Oh, and I think Scrubs is funny, since everyone’s commenting.

You’re totally right, Ethan! I got the wrong “Re….” book. :)

Possible Urban Legend: Geoff Johns originally had a much different origin in mind for Power Girl than the one she was eventually given in Infinite Crisis.

I believe Jan is married to Tom Mandrake?

I believe Jan is married to Tom Mandrake?

Yeah, but I imagine she’s probably a bit tired of that coming up every time she’s mentioned, so I decided to avoid mentioning it. :)

A friend of mine told me the first apperance of Savage Dragon was in a Marvel Comics Presents issue, drawn by Larson, and featuring Wolverine and Spider-Man. Any truth to this?

Does it really count if you use yourself as a model for a character?
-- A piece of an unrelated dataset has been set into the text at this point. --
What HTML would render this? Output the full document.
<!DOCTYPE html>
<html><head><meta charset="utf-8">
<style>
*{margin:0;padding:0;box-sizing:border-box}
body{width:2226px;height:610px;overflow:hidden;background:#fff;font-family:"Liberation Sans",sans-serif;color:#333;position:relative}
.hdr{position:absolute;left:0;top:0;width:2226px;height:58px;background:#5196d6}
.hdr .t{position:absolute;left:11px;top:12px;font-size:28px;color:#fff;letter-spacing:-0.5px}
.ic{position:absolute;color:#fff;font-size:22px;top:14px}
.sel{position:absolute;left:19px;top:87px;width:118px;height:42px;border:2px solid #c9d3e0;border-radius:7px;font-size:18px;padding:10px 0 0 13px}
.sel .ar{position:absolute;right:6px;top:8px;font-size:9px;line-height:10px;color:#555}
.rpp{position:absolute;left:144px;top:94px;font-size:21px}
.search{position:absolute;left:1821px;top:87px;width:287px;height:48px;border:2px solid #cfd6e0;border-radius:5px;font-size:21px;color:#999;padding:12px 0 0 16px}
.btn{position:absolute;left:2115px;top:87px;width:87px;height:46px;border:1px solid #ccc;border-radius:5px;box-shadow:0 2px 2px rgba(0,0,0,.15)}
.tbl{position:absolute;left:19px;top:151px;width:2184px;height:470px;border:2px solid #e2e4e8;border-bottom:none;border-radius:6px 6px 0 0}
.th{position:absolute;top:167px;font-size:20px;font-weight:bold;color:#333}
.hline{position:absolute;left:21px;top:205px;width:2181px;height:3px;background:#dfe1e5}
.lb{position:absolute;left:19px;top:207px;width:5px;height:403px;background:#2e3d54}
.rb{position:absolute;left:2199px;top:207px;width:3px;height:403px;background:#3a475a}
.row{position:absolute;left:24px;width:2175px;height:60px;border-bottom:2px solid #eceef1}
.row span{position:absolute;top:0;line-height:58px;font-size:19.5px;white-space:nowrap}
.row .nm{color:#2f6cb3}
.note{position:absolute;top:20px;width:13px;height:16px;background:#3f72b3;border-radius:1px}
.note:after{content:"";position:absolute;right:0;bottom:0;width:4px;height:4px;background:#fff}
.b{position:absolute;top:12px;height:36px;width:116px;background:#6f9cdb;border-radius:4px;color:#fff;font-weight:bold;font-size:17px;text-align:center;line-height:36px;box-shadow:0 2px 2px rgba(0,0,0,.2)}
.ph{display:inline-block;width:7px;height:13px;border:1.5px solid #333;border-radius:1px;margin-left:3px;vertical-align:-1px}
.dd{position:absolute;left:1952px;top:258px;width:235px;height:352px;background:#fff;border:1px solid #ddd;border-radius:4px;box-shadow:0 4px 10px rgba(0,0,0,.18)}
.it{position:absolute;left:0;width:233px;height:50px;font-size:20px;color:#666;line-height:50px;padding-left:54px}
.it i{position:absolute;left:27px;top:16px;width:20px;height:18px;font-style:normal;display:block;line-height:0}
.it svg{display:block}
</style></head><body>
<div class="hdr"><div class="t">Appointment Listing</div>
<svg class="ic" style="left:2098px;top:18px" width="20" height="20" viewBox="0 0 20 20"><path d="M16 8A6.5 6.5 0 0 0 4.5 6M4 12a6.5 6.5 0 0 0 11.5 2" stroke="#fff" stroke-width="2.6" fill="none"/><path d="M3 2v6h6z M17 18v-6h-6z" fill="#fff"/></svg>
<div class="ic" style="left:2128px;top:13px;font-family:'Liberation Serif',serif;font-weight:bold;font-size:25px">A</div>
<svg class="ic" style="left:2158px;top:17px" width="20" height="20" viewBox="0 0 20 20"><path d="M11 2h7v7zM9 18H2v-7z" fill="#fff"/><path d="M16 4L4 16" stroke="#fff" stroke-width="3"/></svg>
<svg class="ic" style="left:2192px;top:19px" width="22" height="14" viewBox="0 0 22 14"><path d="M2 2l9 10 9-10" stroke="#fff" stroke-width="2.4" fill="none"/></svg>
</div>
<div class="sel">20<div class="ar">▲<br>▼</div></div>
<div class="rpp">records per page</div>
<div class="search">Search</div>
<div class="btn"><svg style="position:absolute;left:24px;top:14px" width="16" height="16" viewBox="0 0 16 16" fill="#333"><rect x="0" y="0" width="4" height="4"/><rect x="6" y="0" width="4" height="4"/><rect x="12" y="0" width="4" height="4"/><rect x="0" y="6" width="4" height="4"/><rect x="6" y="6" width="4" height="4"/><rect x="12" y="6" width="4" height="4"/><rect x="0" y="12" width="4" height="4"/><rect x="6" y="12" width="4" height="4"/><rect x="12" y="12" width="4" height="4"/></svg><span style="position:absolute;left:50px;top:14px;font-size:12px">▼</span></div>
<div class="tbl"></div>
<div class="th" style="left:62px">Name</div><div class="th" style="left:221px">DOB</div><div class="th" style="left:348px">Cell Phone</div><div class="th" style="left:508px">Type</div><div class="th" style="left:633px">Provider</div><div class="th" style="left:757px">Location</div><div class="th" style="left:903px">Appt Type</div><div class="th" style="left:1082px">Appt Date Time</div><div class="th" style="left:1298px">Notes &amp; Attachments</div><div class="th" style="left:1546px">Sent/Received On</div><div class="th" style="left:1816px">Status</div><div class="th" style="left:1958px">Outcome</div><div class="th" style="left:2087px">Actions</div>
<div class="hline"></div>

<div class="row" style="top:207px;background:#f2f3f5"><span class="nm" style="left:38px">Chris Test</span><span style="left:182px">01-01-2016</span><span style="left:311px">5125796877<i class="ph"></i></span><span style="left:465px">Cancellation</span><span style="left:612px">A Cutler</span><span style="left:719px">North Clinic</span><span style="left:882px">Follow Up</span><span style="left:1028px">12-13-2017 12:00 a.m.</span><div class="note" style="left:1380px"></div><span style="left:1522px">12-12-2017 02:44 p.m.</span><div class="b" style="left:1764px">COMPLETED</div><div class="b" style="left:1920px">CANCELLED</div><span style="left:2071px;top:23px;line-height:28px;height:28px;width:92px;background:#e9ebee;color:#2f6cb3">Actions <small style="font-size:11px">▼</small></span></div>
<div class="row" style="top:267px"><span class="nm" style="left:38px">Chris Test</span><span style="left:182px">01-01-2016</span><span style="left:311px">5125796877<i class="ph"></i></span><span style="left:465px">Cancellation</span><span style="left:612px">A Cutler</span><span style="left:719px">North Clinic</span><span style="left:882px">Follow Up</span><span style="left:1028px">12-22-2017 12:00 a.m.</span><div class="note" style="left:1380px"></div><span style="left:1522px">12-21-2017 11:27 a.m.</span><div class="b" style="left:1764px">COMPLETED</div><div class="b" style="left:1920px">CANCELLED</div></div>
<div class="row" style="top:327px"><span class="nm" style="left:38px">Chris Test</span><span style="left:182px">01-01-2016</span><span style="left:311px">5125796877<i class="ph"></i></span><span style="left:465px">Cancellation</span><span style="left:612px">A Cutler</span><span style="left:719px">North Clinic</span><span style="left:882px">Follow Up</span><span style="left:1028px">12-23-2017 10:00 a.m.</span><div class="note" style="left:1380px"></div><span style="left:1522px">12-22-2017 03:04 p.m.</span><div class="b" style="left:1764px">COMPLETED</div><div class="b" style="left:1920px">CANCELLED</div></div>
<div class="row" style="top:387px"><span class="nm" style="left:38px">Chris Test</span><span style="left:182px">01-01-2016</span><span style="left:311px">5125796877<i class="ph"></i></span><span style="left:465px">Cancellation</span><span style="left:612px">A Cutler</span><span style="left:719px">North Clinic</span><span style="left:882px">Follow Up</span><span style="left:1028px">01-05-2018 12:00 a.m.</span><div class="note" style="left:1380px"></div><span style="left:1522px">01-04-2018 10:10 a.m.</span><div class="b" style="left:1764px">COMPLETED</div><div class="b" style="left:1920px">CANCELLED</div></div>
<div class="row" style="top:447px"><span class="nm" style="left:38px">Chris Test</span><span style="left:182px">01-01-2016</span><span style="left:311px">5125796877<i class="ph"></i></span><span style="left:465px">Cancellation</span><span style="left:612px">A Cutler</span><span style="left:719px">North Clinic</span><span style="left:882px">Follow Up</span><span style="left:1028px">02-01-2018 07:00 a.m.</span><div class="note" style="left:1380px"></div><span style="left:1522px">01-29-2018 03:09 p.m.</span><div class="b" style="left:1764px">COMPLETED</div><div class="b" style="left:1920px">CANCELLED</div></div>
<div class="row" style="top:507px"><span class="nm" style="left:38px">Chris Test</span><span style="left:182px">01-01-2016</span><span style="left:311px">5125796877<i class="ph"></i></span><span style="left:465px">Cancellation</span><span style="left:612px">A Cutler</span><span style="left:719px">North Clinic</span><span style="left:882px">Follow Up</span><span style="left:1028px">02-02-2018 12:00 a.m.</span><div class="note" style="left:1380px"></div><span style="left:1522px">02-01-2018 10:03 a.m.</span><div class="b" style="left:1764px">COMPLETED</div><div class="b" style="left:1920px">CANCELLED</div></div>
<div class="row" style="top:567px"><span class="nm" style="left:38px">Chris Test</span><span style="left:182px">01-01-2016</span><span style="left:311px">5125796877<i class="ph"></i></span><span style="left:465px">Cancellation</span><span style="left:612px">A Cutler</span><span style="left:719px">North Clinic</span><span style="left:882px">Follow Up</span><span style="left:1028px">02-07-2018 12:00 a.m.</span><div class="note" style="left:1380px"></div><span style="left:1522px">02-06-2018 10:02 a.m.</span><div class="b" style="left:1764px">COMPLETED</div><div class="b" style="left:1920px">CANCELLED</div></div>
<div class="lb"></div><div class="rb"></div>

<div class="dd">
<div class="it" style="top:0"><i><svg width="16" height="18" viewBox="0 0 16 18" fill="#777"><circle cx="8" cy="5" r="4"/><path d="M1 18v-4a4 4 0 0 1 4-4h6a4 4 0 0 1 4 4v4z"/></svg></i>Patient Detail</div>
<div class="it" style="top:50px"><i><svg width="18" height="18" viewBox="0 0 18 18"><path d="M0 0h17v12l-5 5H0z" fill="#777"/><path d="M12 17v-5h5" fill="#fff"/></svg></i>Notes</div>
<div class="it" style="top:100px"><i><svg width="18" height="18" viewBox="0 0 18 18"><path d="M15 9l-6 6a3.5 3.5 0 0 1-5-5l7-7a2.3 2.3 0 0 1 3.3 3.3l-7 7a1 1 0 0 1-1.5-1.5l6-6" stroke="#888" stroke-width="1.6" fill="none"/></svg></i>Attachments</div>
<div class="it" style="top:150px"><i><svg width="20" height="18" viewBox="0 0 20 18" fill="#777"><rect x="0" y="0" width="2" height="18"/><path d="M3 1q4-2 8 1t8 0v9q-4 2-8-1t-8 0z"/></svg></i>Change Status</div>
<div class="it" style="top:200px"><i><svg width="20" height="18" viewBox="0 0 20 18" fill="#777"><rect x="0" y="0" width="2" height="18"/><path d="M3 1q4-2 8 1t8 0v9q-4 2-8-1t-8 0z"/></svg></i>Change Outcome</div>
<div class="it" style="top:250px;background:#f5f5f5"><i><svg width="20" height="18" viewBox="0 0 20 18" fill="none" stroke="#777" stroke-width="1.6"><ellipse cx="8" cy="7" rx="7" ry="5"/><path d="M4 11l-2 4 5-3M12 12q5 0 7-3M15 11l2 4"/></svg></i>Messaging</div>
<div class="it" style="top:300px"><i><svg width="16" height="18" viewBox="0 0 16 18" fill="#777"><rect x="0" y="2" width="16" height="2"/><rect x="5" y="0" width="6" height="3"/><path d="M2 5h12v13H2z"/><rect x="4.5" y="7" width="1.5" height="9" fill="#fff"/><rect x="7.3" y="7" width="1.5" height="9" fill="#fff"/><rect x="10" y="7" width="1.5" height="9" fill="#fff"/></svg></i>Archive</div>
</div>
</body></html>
I mean, what’s the inspiration there?

I thought Jill Thompson was with Jimmy Palmiotti…

And Neil Gaiman has said that Delirium couldn’t have been based on Tori Amos because he created her years before he and Tori met.
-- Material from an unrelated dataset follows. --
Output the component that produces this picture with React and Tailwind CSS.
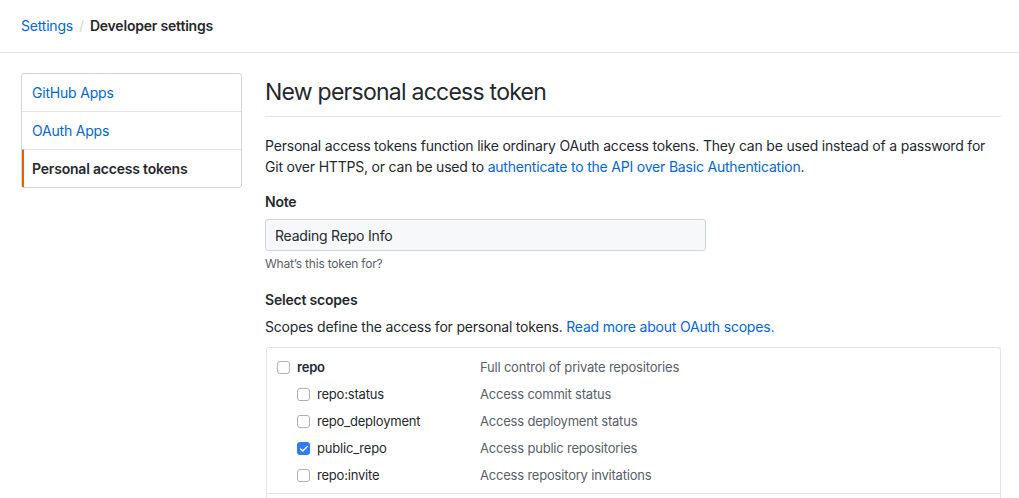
import { Check } from 'lucide-react'

const scopes = [
  { name: 'repo', desc: 'Full control of private repositories', parent: true },
  { name: 'repo:status', desc: 'Access commit status' },
  { name: 'repo_deployment', desc: 'Access deployment status' },
  { name: 'public_repo', desc: 'Access public repositories', checked: true },
  { name: 'repo:invite', desc: 'Access repository invitations' },
]

function Box({ checked }) {
  if (checked) {
    return (
      <span className="flex h-[13px] w-[13px] items-center justify-center rounded-[3px] bg-[#2f7cf6]">
        <Check size={10} strokeWidth={3.5} className="text-white" />
      </span>
    )
  }
  return <span className="block h-[13px] w-[13px] rounded-[3px] border border-[#b1b1b1] bg-white" />
}

export default function App() {
  const menu = ['GitHub Apps', 'OAuth Apps', 'Personal access tokens']

  return (
    <div className="min-h-screen bg-white text-[14px] tracking-[-0.2px] text-[#24292e]" style={{ fontFamily: 'Inter, "Noto Sans", sans-serif' }}>
      <div className="flex h-[53px] items-center border-b border-[#e1e4e8] px-[21px] pb-px">
        <a className="text-[#0366d6]">Settings</a>
        <span className="mx-[6px] text-[#d1d5da]">/</span>
        <span className="font-semibold">Developer settings</span>
      </div>

      <div className="flex gap-[23px] pl-[21px] pt-5">
        <nav className="w-[221px] shrink-0 self-start rounded-[3px] border border-[#d1d5da]">
          {menu.map((m, i) => (
            <div
              key={m}
              className={
                'flex items-center px-[10px] ' +
                (i > 0 ? 'h-[38px] border-t border-[#e1e4e8] ' : 'h-[37px] ') +
                (i === 2 ? 'border-l-2 border-l-[#e36209] pl-[8px] font-semibold' : 'text-[#0366d6]')
              }
            >
              {m}
            </div>
          ))}
        </nav>

        <main className="w-[736px] shrink-0">
          <h2 className="border-b border-[#e1e4e8] pt-[3px] pb-2 text-[23px] leading-[32px] font-normal tracking-[-0.75px]">New personal access token</h2>
          <p className="mt-[18px] leading-[21px]">
            Personal access tokens function like ordinary OAuth access tokens. They can be used instead of a password for Git over HTTPS, or can be used to{' '}
            <a className="text-[#0366d6]">authenticate to the API over Basic Authentication</a>.
          </p>

          <label className="mt-[14px] block font-semibold leading-[21px]">Note</label>
          <input
            readOnly
            value="Reading Repo Info"
            className="mt-[7px] block h-[32px] w-[441px] rounded-[3px] border border-[#d1d5da] bg-[#f6f8fa] px-[9px] text-[14px] tracking-[-0.2px] text-[#24292e] outline-none"
          />
          <p className="mt-1 text-[12px] leading-[18px] text-[#586069]">What’s this token for?</p>

          <div className="mt-[16px] font-semibold leading-[21px]">Select scopes</div>
          <p className="mt-[6px] leading-[21px]">
            Scopes define the access for personal tokens. <a className="text-[#0366d6]">Read more about OAuth scopes.</a>
          </p>

          <div className="mt-[10px] ml-px rounded-t-[3px] border border-b-0 border-[#e1e4e8]">
            <div className="border-b border-[#e1e4e8] pt-[6px] pb-[4px]">
              {scopes.map(s => (
                <div key={s.name} className="flex h-[27px] items-center text-[13px]">
                  <div className={'flex w-[213px] items-center gap-[7px] ' + (s.parent ? 'pl-[10px] font-semibold' : 'pl-[30px]')}>
                    <Box checked={s.checked} />
                    <span>{s.name}</span>
                  </div>
                  <span className="text-[#586069]">{s.desc}</span>
                </div>
              ))}
            </div>
            <div className="h-4" />
          </div>
        </main>
      </div>
    </div>
  )
}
Jan Duursema’s a WOMAN??!! A pretty one too? I had no idea! I’ve read some of her stuff did some hulk work as i recall, but I just assumed… Well, shows what i know.
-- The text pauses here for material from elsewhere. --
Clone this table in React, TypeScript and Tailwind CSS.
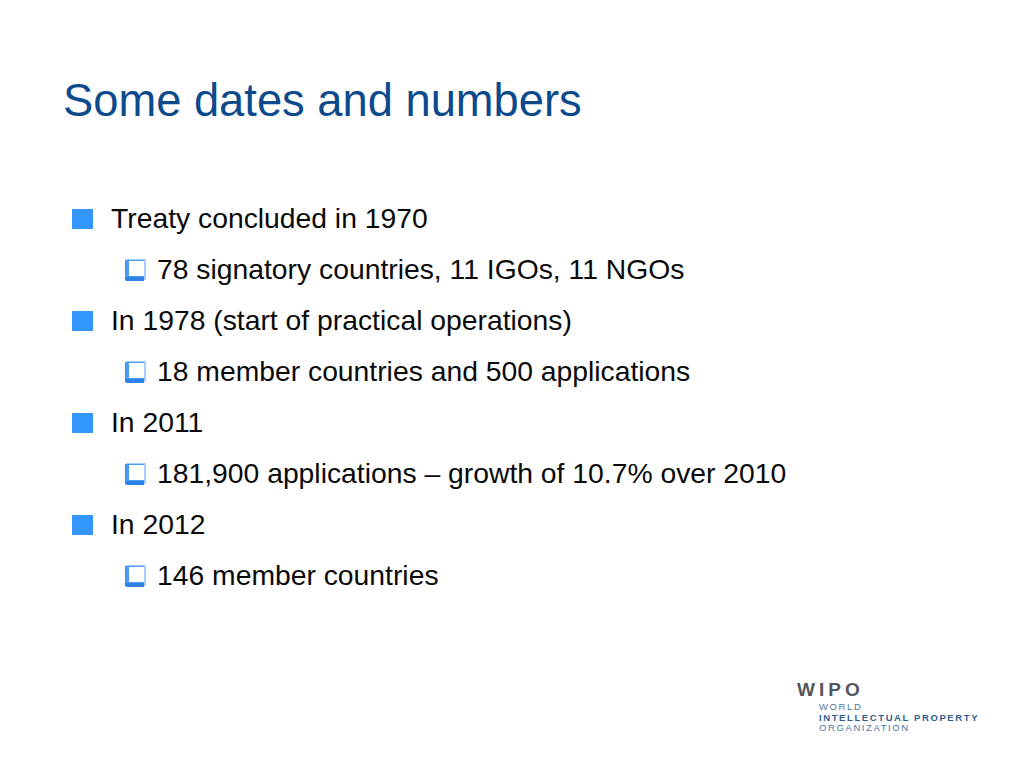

Scrubs rocks btw, at least the first few seasons. I haven’t seen it in a while but I have always found it inventive and charming.

Hi,
That’s a very nice resource on Ur-Sema Du.
I have been learnt how she has introduced to the SW Universe,
Thanks

Couldn’t Ellis have been referencing Scrubs without telling Immonen?
Not saying he did, but it’s a weird debunking of the legend if it only discounts ONE of the creators.

Couldn’t Ellis have been referencing Scrubs without telling Immonen?
Not saying he did, but it’s a weird debunking of the legend if it only discounts ONE of the creators.

Immonen designed the looks for the characters, and the visuals for the characters were the only thing making people think that they were connected to Scrubs. It wasn’t like their personalities were similar.

So since it was just a visual gag (if it was a gag), then Immonen is the only one we need to talk to.

Cherokee Jack

July 7, 2013 at 5:46 am

Russell also used Thompson for his model when he drew Poison Ivy in LEGENDS OF THE DARK KNIGHT.